─── Dataset excerpt

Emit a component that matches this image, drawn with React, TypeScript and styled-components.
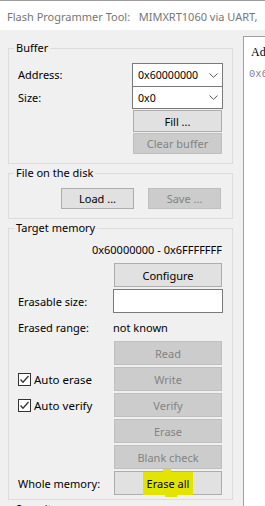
import React from 'react';
import styled, { createGlobalStyle } from 'styled-components';

const UI_FONT = '"Segoe UI", "Noto Sans", sans-serif';

const GlobalStyle = createGlobalStyle`
  html, body {
    margin: 0;
    padding: 0;
    background: #f0f0f0;
  }
  body {
    font-family: ${UI_FONT};
    font-size: 11px;
    color: #000;
  }
`;

interface IButtonProps {
  disabled?: boolean;
  height?: number;
  label: React.ReactNode;
}

const ToolButton: React.FC<IButtonProps> = ({ disabled, height, label }) => (
  <Button disabled={disabled} $disabled={disabled} $height={height}>
    {label}
  </Button>
);

const Combo: React.FC<{ value: string; height: number }> = ({ value, height }) => (
  <ComboBox $height={height}>
    <span>{value}</span>
    <svg width="9" height="5" viewBox="0 0 9 5">
      <polyline points="0.5,0.5 4.5,4.3 8.5,0.5" fill="none" stroke="#5a5a5a" strokeWidth="1" />
    </svg>
  </ComboBox>
);

const Check: React.FC<{ label: string }> = ({ label }) => (
  <CheckLabel>
    <CheckBox>
      <svg width="11" height="11" viewBox="0 0 11 11">
        <polyline points="1.5,5.5 4,8.2 9.5,2" fill="none" stroke="#333" strokeWidth="1.3" />
      </svg>
    </CheckBox>
    {label}
  </CheckLabel>
);

export default function App() {
  return (
    <>
      <GlobalStyle />
      <Window>
        <TitleBar>{'Flash Programmer Tool:   MIMXRT1060 via UART,'}</TitleBar>
        <Body>
          <SidePanel>
            <Group $top={7} $bottom={9}>
              <Legend>Buffer</Legend>
              <BufferGrid>
                <FieldLabel>Address:</FieldLabel>
                <Combo value="0x60000000" height={24} />
                <FieldLabel>Size:</FieldLabel>
                <Combo value="0x0" height={23} />
                <Spacer />
                <ToolButton height={22} label="Fill ..." />
                <Spacer />
                <ToolButton disabled height={21} label="Clear buffer" />
              </BufferGrid>
            </Group>

            <Group $top={7} $bottom={9}>
              <Legend>File on the disk</Legend>
              <FileRow>
                <ToolButton height={21} label="Load ..." />
                <ToolButton disabled height={21} label="Save ..." />
              </FileRow>
            </Group>

            <Group $top={1} $bottom={4}>
              <Legend>Target memory</Legend>
              <TargetGrid>
                <RangeText>0x60000000 - 0x6FFFFFFF</RangeText>
                <Spacer />
                <ToolButton label="Configure" />
                <FieldLabel>Erasable size:</FieldLabel>
                <TextInput />
                <FieldLabel>Erased range:</FieldLabel>
                <ValueText>not known</ValueText>
                <Spacer />
                <ToolButton disabled label="Read" />
                <Check label="Auto erase" />
                <ToolButton disabled label="Write" />
                <Check label="Auto verify" />
                <ToolButton disabled label="Verify" />
                <Spacer />
                <ToolButton disabled label="Erase" />
                <Spacer />
                <ToolButton disabled label="Blank check" />
                <FieldLabel>Whole memory:</FieldLabel>
                <ToolButton label={<Marker>Erase all</Marker>} />
              </TargetGrid>
            </Group>

            <Group $top={7} $bottom={9}>
              <Legend>Security</Legend>
              <Spacer />
            </Group>
          </SidePanel>

          <DataView>
            <ColumnHeader>Ad</ColumnHeader>
            <DataLine>0x6</DataLine>
          </DataView>
        </Body>
      </Window>
    </>
  );
}

const Window = styled.div`
  width: 265px;
  height: 506px;
  overflow: hidden;
  display: flex;
  flex-direction: column;
`;

const TitleBar = styled.div`
  height: 27px;
  flex: none;
  border-top: 1px solid #9c9c9c;
  background: #fff;
  color: #767676;
  padding: 2px 0 0 7px;
  line-height: 27px;
  font-size: 11px;
  white-space: pre;
  overflow: hidden;
`;

const Body = styled.div`
  flex: 1;
  display: flex;
  align-items: flex-start;
  min-height: 0;
`;

const SidePanel = styled.div`
  width: 243px;
  flex: none;
  padding-top: 10px;
  display: flex;
  flex-direction: column;
  gap: 1px;
`;

const Group = styled.fieldset<{ $top: number; $bottom: number }>`
  margin: 0 0 0 8px;
  width: 225px;
  box-sizing: border-box;
  padding: ${(p) => p.$top}px 9px ${(p) => p.$bottom}px 9px;
  border: 1px solid #dcdcdc;
  min-width: 0;
`;

const Legend = styled.legend`
  padding: 0 2px;
  margin-left: -4px;
  line-height: 16px;
`;

const BufferGrid = styled.div`
  display: grid;
  grid-template-columns: 1fr 91px;
  grid-template-rows: 23px 23px 23px 22px;
  align-items: start;
  & > button {
    align-self: end;
  }
`;

const FileRow = styled.div`
  display: flex;
  justify-content: flex-end;
  gap: 12px;
  padding-right: 1px;
  & > button {
    width: 73px;
  }
`;

const TargetGrid = styled.div`
  display: grid;
  grid-template-columns: 1fr 110px;
  grid-auto-rows: 24px;
  row-gap: 2px;
  align-items: center;
`;

const Spacer = styled.div``;

const FieldLabel = styled.div`
  white-space: nowrap;
  align-self: center;
`;

const RangeText = styled.div`
  grid-column: 1 / 3;
  text-align: right;
  padding-right: 1px;
`;

const ValueText = styled.div`
  white-space: nowrap;
`;

const Button = styled.button<{ $disabled?: boolean; $height?: number }>`
  height: ${(p) => p.$height ?? 24}px;
  margin: 0 1px;
  padding: 0;
  box-sizing: border-box;
  font-family: ${UI_FONT};
  font-size: 11px;
  border: 1px solid ${(p) => (p.$disabled ? '#bfbfbf' : '#adadad')};
  background: ${(p) => (p.$disabled ? '#cccccc' : '#e1e1e1')};
  color: ${(p) => (p.$disabled ? '#838383' : '#000')};
  border-radius: 0;
  overflow: visible;
  white-space: nowrap;
`;

const ComboBox = styled.div<{ $height: number }>`
  height: ${(p) => p.$height}px;
  box-sizing: border-box;
  border: 1px solid #7a7a7a;
  background: #fff;
  display: flex;
  align-items: center;
  justify-content: space-between;
  padding: 0 4px 0 5px;
  font-size: 10.6px;
`;

const TextInput = styled.div`
  height: 100%;
  box-sizing: border-box;
  border: 1px solid #7a7a7a;
  background: #fff;
`;

const CheckLabel = styled.label`
  display: flex;
  align-items: center;
  gap: 3px;
  white-space: nowrap;
  font-size: 11.5px;
`;

const CheckBox = styled.span`
  width: 13px;
  height: 13px;
  box-sizing: border-box;
  border: 1px solid #333;
  background: #fff;
  display: flex;
  align-items: center;
  justify-content: center;
`;

const Marker = styled.span`
  position: relative;
  display: inline-block;
  background: #e4e404;
  padding: 0 4px;
  line-height: 23px;
  &::before {
    content: '';
    position: absolute;
    top: -3px;
    left: 20px;
    width: 8px;
    height: 3px;
    background: #e4e404;
  }
  &::after {
    content: '';
    position: absolute;
    bottom: -2px;
    left: 22px;
    width: 12px;
    height: 2px;
    background: #e4e404;
  }
`;

const DataView = styled.div`
  flex: 1;
  align-self: stretch;
  margin-top: 6px;
  background: #fff;
  border-left: 1px solid #a0a0a0;
  border-top: 1px solid #a0a0a0;
  padding: 8px 0 0 5px;
  overflow: hidden;
  white-space: nowrap;
`;

const ColumnHeader = styled.div`
  font-family: "Liberation Serif", serif;
  font-size: 12px;
  line-height: 14px;
  padding-left: 2px;
`;

const DataLine = styled.div`
  font-family: "Liberation Mono", monospace;
  font-size: 10.5px;
  color: #8a8094;
  margin-top: 9px;
`;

──────

▶ **Objective**: Reproduce the data verbatim. Do not carry any picture into the copy.

▶ **Output of the exercise**:
Emit a component that matches this image, drawn with React, TypeScript and styled-components.
import React from 'react';
import styled, { createGlobalStyle } from 'styled-components';

const UI_FONT = '"Segoe UI", "Noto Sans", sans-serif';

const GlobalStyle = createGlobalStyle`
  html, body {
    margin: 0;
    padding: 0;
    background: #f0f0f0;
  }
  body {
    font-family: ${UI_FONT};
    font-size: 11px;
    color: #000;
  }
`;

interface IButtonProps {
  disabled?: boolean;
  height?: number;
  label: React.ReactNode;
}

const ToolButton: React.FC<IButtonProps> = ({ disabled, height, label }) => (
  <Button disabled={disabled} $disabled={disabled} $height={height}>
    {label}
  </Button>
);

const Combo: React.FC<{ value: string; height: number }> = ({ value, height }) => (
  <ComboBox $height={height}>
    <span>{value}</span>
    <svg width="9" height="5" viewBox="0 0 9 5">
      <polyline points="0.5,0.5 4.5,4.3 8.5,0.5" fill="none" stroke="#5a5a5a" strokeWidth="1" />
    </svg>
  </ComboBox>
);

const Check: React.FC<{ label: string }> = ({ label }) => (
  <CheckLabel>
    <CheckBox>
      <svg width="11" height="11" viewBox="0 0 11 11">
        <polyline points="1.5,5.5 4,8.2 9.5,2" fill="none" stroke="#333" strokeWidth="1.3" />
      </svg>
    </CheckBox>
    {label}
  </CheckLabel>
);

export default function App() {
  return (
    <>
      <GlobalStyle />
      <Window>
        <TitleBar>{'Flash Programmer Tool:   MIMXRT1060 via UART,'}</TitleBar>
        <Body>
          <SidePanel>
            <Group $top={7} $bottom={9}>
              <Legend>Buffer</Legend>
              <BufferGrid>
                <FieldLabel>Address:</FieldLabel>
                <Combo value="0x60000000" height={24} />
                <FieldLabel>Size:</FieldLabel>
                <Combo value="0x0" height={23} />
                <Spacer />
                <ToolButton height={22} label="Fill ..." />
                <Spacer />
                <ToolButton disabled height={21} label="Clear buffer" />
              </BufferGrid>
            </Group>

            <Group $top={7} $bottom={9}>
              <Legend>File on the disk</Legend>
              <FileRow>
                <ToolButton height={21} label="Load ..." />
                <ToolButton disabled height={21} label="Save ..." />
              </FileRow>
            </Group>

            <Group $top={1} $bottom={4}>
              <Legend>Target memory</Legend>
              <TargetGrid>
                <RangeText>0x60000000 - 0x6FFFFFFF</RangeText>
                <Spacer />
                <ToolButton label="Configure" />
                <FieldLabel>Erasable size:</FieldLabel>
                <TextInput />
                <FieldLabel>Erased range:</FieldLabel>
                <ValueText>not known</ValueText>
                <Spacer />
                <ToolButton disabled label="Read" />
                <Check label="Auto erase" />
                <ToolButton disabled label="Write" />
                <Check label="Auto verify" />
                <ToolButton disabled label="Verify" />
                <Spacer />
                <ToolButton disabled label="Erase" />
                <Spacer />
                <ToolButton disabled label="Blank check" />
                <FieldLabel>Whole memory:</FieldLabel>
                <ToolButton label={<Marker>Erase all</Marker>} />
              </TargetGrid>
            </Group>

            <Group $top={7} $bottom={9}>
              <Legend>Security</Legend>
              <Spacer />
            </Group>
          </SidePanel>

          <DataView>
            <ColumnHeader>Ad</ColumnHeader>
            <DataLine>0x6</DataLine>
          </DataView>
        </Body>
      </Window>
    </>
  );
}

const Window = styled.div`
  width: 265px;
  height: 506px;
  overflow: hidden;
  display: flex;
  flex-direction: column;
`;

const TitleBar = styled.div`
  height: 27px;
  flex: none;
  border-top: 1px solid #9c9c9c;
  background: #fff;
  color: #767676;
  padding: 2px 0 0 7px;
  line-height: 27px;
  font-size: 11px;
  white-space: pre;
  overflow: hidden;
`;

const Body = styled.div`
  flex: 1;
  display: flex;
  align-items: flex-start;
  min-height: 0;
`;

const SidePanel = styled.div`
  width: 243px;
  flex: none;
  padding-top: 10px;
  display: flex;
  flex-direction: column;
  gap: 1px;
`;

const Group = styled.fieldset<{ $top: number; $bottom: number }>`
  margin: 0 0 0 8px;
  width: 225px;
  box-sizing: border-box;
  padding: ${(p) => p.$top}px 9px ${(p) => p.$bottom}px 9px;
  border: 1px solid #dcdcdc;
  min-width: 0;
`;

const Legend = styled.legend`
  padding: 0 2px;
  margin-left: -4px;
  line-height: 16px;
`;

const BufferGrid = styled.div`
  display: grid;
  grid-template-columns: 1fr 91px;
  grid-template-rows: 23px 23px 23px 22px;
  align-items: start;
  & > button {
    align-self: end;
  }
`;

const FileRow = styled.div`
  display: flex;
  justify-content: flex-end;
  gap: 12px;
  padding-right: 1px;
  & > button {
    width: 73px;
  }
`;

const TargetGrid = styled.div`
  display: grid;
  grid-template-columns: 1fr 110px;
  grid-auto-rows: 24px;
  row-gap: 2px;
  align-items: center;
`;

const Spacer = styled.div``;

const FieldLabel = styled.div`
  white-space: nowrap;
  align-self: center;
`;

const RangeText = styled.div`
  grid-column: 1 / 3;
  text-align: right;
  padding-right: 1px;
`;

const ValueText = styled.div`
  white-space: nowrap;
`;

const Button = styled.button<{ $disabled?: boolean; $height?: number }>`
  height: ${(p) => p.$height ?? 24}px;
  margin: 0 1px;
  padding: 0;
  box-sizing: border-box;
  font-family: ${UI_FONT};
  font-size: 11px;
  border: 1px solid ${(p) => (p.$disabled ? '#bfbfbf' : '#adadad')};
  background: ${(p) => (p.$disabled ? '#cccccc' : '#e1e1e1')};
  color: ${(p) => (p.$disabled ? '#838383' : '#000')};
  border-radius: 0;
  overflow: visible;
  white-space: nowrap;
`;

const ComboBox = styled.div<{ $height: number }>`
  height: ${(p) => p.$height}px;
  box-sizing: border-box;
  border: 1px solid #7a7a7a;
  background: #fff;
  display: flex;
  align-items: center;
  justify-content: space-between;
  padding: 0 4px 0 5px;
  font-size: 10.6px;
`;

const TextInput = styled.div`
  height: 100%;
  box-sizing: border-box;
  border: 1px solid #7a7a7a;
  background: #fff;
`;

const CheckLabel = styled.label`
  display: flex;
  align-items: center;
  gap: 3px;
  white-space: nowrap;
  font-size: 11.5px;
`;

const CheckBox = styled.span`
  width: 13px;
  height: 13px;
  box-sizing: border-box;
  border: 1px solid #333;
  background: #fff;
  display: flex;
  align-items: center;
  justify-content: center;
`;

const Marker = styled.span`
  position: relative;
  display: inline-block;
  background: #e4e404;
  padding: 0 4px;
  line-height: 23px;
  &::before {
    content: '';
    position: absolute;
    top: -3px;
    left: 20px;
    width: 8px;
    height: 3px;
    background: #e4e404;
  }
  &::after {
    content: '';
    position: absolute;
    bottom: -2px;
    left: 22px;
    width: 12px;
    height: 2px;
    background: #e4e404;
  }
`;

const DataView = styled.div`
  flex: 1;
  align-self: stretch;
  margin-top: 6px;
  background: #fff;
  border-left: 1px solid #a0a0a0;
  border-top: 1px solid #a0a0a0;
  padding: 8px 0 0 5px;
  overflow: hidden;
  white-space: nowrap;
`;

const ColumnHeader = styled.div`
  font-family: "Liberation Serif", serif;
  font-size: 12px;
  line-height: 14px;
  padding-left: 2px;
`;

const DataLine = styled.div`
  font-family: "Liberation Mono", monospace;
  font-size: 10.5px;
  color: #8a8094;
  margin-top: 9px;
`;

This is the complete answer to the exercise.